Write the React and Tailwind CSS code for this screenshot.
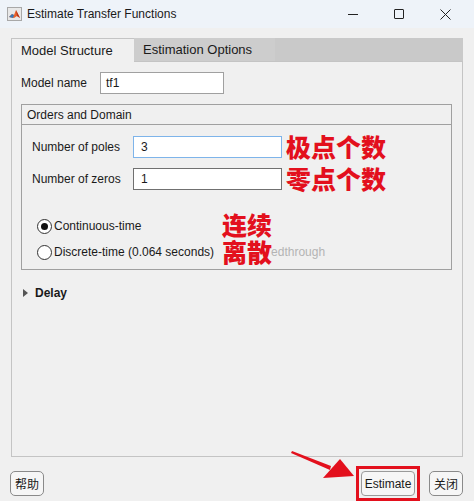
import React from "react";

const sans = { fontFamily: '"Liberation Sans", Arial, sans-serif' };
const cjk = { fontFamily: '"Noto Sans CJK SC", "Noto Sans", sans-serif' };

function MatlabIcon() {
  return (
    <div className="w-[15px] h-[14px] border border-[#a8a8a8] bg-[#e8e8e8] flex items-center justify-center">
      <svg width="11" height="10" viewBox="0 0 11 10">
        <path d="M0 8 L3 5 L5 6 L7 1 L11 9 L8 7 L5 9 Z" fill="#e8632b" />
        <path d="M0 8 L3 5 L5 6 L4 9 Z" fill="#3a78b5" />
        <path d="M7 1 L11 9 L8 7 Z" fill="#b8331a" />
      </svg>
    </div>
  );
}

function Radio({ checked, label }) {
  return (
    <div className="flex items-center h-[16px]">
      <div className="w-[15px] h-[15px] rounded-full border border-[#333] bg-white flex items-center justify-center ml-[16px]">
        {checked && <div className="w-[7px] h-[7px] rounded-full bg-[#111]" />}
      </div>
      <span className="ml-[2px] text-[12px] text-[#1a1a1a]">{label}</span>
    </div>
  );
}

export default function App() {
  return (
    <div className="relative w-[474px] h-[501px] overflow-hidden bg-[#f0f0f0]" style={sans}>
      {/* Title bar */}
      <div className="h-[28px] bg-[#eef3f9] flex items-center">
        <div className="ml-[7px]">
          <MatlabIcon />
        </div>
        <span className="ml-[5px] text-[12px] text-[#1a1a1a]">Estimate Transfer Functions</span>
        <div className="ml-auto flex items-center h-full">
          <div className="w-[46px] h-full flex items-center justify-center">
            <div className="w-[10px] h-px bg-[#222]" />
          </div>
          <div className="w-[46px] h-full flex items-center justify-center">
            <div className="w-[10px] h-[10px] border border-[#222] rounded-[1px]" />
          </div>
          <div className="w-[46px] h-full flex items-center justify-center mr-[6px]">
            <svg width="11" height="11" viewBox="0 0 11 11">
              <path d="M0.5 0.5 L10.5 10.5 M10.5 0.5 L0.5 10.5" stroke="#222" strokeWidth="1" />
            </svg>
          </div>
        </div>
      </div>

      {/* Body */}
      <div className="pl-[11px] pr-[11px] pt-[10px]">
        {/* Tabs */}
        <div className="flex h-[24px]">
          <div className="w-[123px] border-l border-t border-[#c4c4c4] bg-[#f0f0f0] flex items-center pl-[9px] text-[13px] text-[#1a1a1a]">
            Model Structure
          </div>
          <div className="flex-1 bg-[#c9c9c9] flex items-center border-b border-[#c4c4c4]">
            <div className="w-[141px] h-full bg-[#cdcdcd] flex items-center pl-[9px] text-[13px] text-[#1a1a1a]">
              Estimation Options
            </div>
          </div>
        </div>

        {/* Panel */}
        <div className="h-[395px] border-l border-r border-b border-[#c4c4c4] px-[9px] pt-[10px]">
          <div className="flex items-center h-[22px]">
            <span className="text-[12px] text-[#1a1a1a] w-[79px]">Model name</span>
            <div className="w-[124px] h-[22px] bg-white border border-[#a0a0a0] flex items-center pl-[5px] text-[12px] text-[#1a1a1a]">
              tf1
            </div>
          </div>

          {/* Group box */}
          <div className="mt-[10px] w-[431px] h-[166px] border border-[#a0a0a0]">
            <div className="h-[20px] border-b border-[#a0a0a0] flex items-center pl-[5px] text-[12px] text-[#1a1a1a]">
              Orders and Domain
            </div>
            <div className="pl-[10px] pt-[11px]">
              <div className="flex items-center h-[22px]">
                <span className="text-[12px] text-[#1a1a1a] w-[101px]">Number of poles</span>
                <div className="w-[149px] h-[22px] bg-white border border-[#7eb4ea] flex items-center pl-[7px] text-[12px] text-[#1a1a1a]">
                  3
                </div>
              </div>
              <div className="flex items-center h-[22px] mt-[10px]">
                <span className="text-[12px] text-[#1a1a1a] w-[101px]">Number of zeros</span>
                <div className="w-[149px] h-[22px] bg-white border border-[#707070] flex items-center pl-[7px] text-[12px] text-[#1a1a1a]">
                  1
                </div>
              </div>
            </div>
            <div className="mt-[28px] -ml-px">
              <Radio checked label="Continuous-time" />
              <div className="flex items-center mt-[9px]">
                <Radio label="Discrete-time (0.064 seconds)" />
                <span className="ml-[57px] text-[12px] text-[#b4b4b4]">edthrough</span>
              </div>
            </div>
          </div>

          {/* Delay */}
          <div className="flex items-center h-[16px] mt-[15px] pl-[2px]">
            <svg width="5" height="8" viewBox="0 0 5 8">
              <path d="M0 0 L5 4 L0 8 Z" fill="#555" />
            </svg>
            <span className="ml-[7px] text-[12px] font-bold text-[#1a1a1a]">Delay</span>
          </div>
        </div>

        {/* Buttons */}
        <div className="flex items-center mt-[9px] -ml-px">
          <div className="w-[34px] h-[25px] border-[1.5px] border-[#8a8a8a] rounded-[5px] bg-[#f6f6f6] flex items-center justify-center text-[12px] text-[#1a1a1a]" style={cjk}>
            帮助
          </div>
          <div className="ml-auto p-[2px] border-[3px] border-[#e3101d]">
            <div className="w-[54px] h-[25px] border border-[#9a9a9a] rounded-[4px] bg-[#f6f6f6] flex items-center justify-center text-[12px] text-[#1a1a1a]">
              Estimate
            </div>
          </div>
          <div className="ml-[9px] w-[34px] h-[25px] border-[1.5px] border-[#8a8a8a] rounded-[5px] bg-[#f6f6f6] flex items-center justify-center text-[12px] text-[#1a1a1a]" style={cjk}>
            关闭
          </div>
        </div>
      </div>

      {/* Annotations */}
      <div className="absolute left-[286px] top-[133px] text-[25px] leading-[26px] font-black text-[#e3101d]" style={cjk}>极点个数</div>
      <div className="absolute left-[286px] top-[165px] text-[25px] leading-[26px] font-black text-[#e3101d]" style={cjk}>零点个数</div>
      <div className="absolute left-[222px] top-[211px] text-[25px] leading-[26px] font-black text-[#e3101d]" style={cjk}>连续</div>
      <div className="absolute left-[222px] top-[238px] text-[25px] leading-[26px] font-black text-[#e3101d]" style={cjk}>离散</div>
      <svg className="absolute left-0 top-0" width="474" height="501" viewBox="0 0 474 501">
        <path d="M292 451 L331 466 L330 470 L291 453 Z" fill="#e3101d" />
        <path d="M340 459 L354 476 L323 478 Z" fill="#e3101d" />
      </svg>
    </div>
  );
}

• Your task
Leave out the pictures and reproduce the rest of the listing exactly.

• Task solution
Write the React and Tailwind CSS code for this screenshot.
import React from "react";

const sans = { fontFamily: '"Liberation Sans", Arial, sans-serif' };
const cjk = { fontFamily: '"Noto Sans CJK SC", "Noto Sans", sans-serif' };

function MatlabIcon() {
  return (
    <div className="w-[15px] h-[14px] border border-[#a8a8a8] bg-[#e8e8e8] flex items-center justify-center">
      <svg width="11" height="10" viewBox="0 0 11 10">
        <path d="M0 8 L3 5 L5 6 L7 1 L11 9 L8 7 L5 9 Z" fill="#e8632b" />
        <path d="M0 8 L3 5 L5 6 L4 9 Z" fill="#3a78b5" />
        <path d="M7 1 L11 9 L8 7 Z" fill="#b8331a" />
      </svg>
    </div>
  );
}

function Radio({ checked, label }) {
  return (
    <div className="flex items-center h-[16px]">
      <div className="w-[15px] h-[15px] rounded-full border border-[#333] bg-white flex items-center justify-center ml-[16px]">
        {checked && <div className="w-[7px] h-[7px] rounded-full bg-[#111]" />}
      </div>
      <span className="ml-[2px] text-[12px] text-[#1a1a1a]">{label}</span>
    </div>
  );
}

export default function App() {
  return (
    <div className="relative w-[474px] h-[501px] overflow-hidden bg-[#f0f0f0]" style={sans}>
      {/* Title bar */}
      <div className="h-[28px] bg-[#eef3f9] flex items-center">
        <div className="ml-[7px]">
          <MatlabIcon />
        </div>
        <span className="ml-[5px] text-[12px] text-[#1a1a1a]">Estimate Transfer Functions</span>
        <div className="ml-auto flex items-center h-full">
          <div className="w-[46px] h-full flex items-center justify-center">
            <div className="w-[10px] h-px bg-[#222]" />
          </div>
          <div className="w-[46px] h-full flex items-center justify-center">
            <div className="w-[10px] h-[10px] border border-[#222] rounded-[1px]" />
          </div>
          <div className="w-[46px] h-full flex items-center justify-center mr-[6px]">
            <svg width="11" height="11" viewBox="0 0 11 11">
              <path d="M0.5 0.5 L10.5 10.5 M10.5 0.5 L0.5 10.5" stroke="#222" strokeWidth="1" />
            </svg>
          </div>
        </div>
      </div>

      {/* Body */}
      <div className="pl-[11px] pr-[11px] pt-[10px]">
        {/* Tabs */}
        <div className="flex h-[24px]">
          <div className="w-[123px] border-l border-t border-[#c4c4c4] bg-[#f0f0f0] flex items-center pl-[9px] text-[13px] text-[#1a1a1a]">
            Model Structure
          </div>
          <div className="flex-1 bg-[#c9c9c9] flex items-center border-b border-[#c4c4c4]">
            <div className="w-[141px] h-full bg-[#cdcdcd] flex items-center pl-[9px] text-[13px] text-[#1a1a1a]">
              Estimation Options
            </div>
          </div>
        </div>

        {/* Panel */}
        <div className="h-[395px] border-l border-r border-b border-[#c4c4c4] px-[9px] pt-[10px]">
          <div className="flex items-center h-[22px]">
            <span className="text-[12px] text-[#1a1a1a] w-[79px]">Model name</span>
            <div className="w-[124px] h-[22px] bg-white border border-[#a0a0a0] flex items-center pl-[5px] text-[12px] text-[#1a1a1a]">
              tf1
            </div>
          </div>

          {/* Group box */}
          <div className="mt-[10px] w-[431px] h-[166px] border border-[#a0a0a0]">
            <div className="h-[20px] border-b border-[#a0a0a0] flex items-center pl-[5px] text-[12px] text-[#1a1a1a]">
              Orders and Domain
            </div>
            <div className="pl-[10px] pt-[11px]">
              <div className="flex items-center h-[22px]">
                <span className="text-[12px] text-[#1a1a1a] w-[101px]">Number of poles</span>
                <div className="w-[149px] h-[22px] bg-white border border-[#7eb4ea] flex items-center pl-[7px] text-[12px] text-[#1a1a1a]">
                  3
                </div>
              </div>
              <div className="flex items-center h-[22px] mt-[10px]">
                <span className="text-[12px] text-[#1a1a1a] w-[101px]">Number of zeros</span>
                <div className="w-[149px] h-[22px] bg-white border border-[#707070] flex items-center pl-[7px] text-[12px] text-[#1a1a1a]">
                  1
                </div>
              </div>
            </div>
            <div className="mt-[28px] -ml-px">
              <Radio checked label="Continuous-time" />
              <div className="flex items-center mt-[9px]">
                <Radio label="Discrete-time (0.064 seconds)" />
                <span className="ml-[57px] text-[12px] text-[#b4b4b4]">edthrough</span>
              </div>
            </div>
          </div>

          {/* Delay */}
          <div className="flex items-center h-[16px] mt-[15px] pl-[2px]">
            <svg width="5" height="8" viewBox="0 0 5 8">
              <path d="M0 0 L5 4 L0 8 Z" fill="#555" />
            </svg>
            <span className="ml-[7px] text-[12px] font-bold text-[#1a1a1a]">Delay</span>
          </div>
        </div>

        {/* Buttons */}
        <div className="flex items-center mt-[9px] -ml-px">
          <div className="w-[34px] h-[25px] border-[1.5px] border-[#8a8a8a] rounded-[5px] bg-[#f6f6f6] flex items-center justify-center text-[12px] text-[#1a1a1a]" style={cjk}>
            帮助
          </div>
          <div className="ml-auto p-[2px] border-[3px] border-[#e3101d]">
            <div className="w-[54px] h-[25px] border border-[#9a9a9a] rounded-[4px] bg-[#f6f6f6] flex items-center justify-center text-[12px] text-[#1a1a1a]">
              Estimate
            </div>
          </div>
          <div className="ml-[9px] w-[34px] h-[25px] border-[1.5px] border-[#8a8a8a] rounded-[5px] bg-[#f6f6f6] flex items-center justify-center text-[12px] text-[#1a1a1a]" style={cjk}>
            关闭
          </div>
        </div>
      </div>

      {/* Annotations */}
      <div className="absolute left-[286px] top-[133px] text-[25px] leading-[26px] font-black text-[#e3101d]" style={cjk}>极点个数</div>
      <div className="absolute left-[286px] top-[165px] text-[25px] leading-[26px] font-black text-[#e3101d]" style={cjk}>零点个数</div>
      <div className="absolute left-[222px] top-[211px] text-[25px] leading-[26px] font-black text-[#e3101d]" style={cjk}>连续</div>
      <div className="absolute left-[222px] top-[238px] text-[25px] leading-[26px] font-black text-[#e3101d]" style={cjk}>离散</div>
      <svg className="absolute left-0 top-0" width="474" height="501" viewBox="0 0 474 501">
        <path d="M292 451 L331 466 L330 470 L291 453 Z" fill="#e3101d" />
        <path d="M340 459 L354 476 L323 478 Z" fill="#e3101d" />
      </svg>
    </div>
  );
}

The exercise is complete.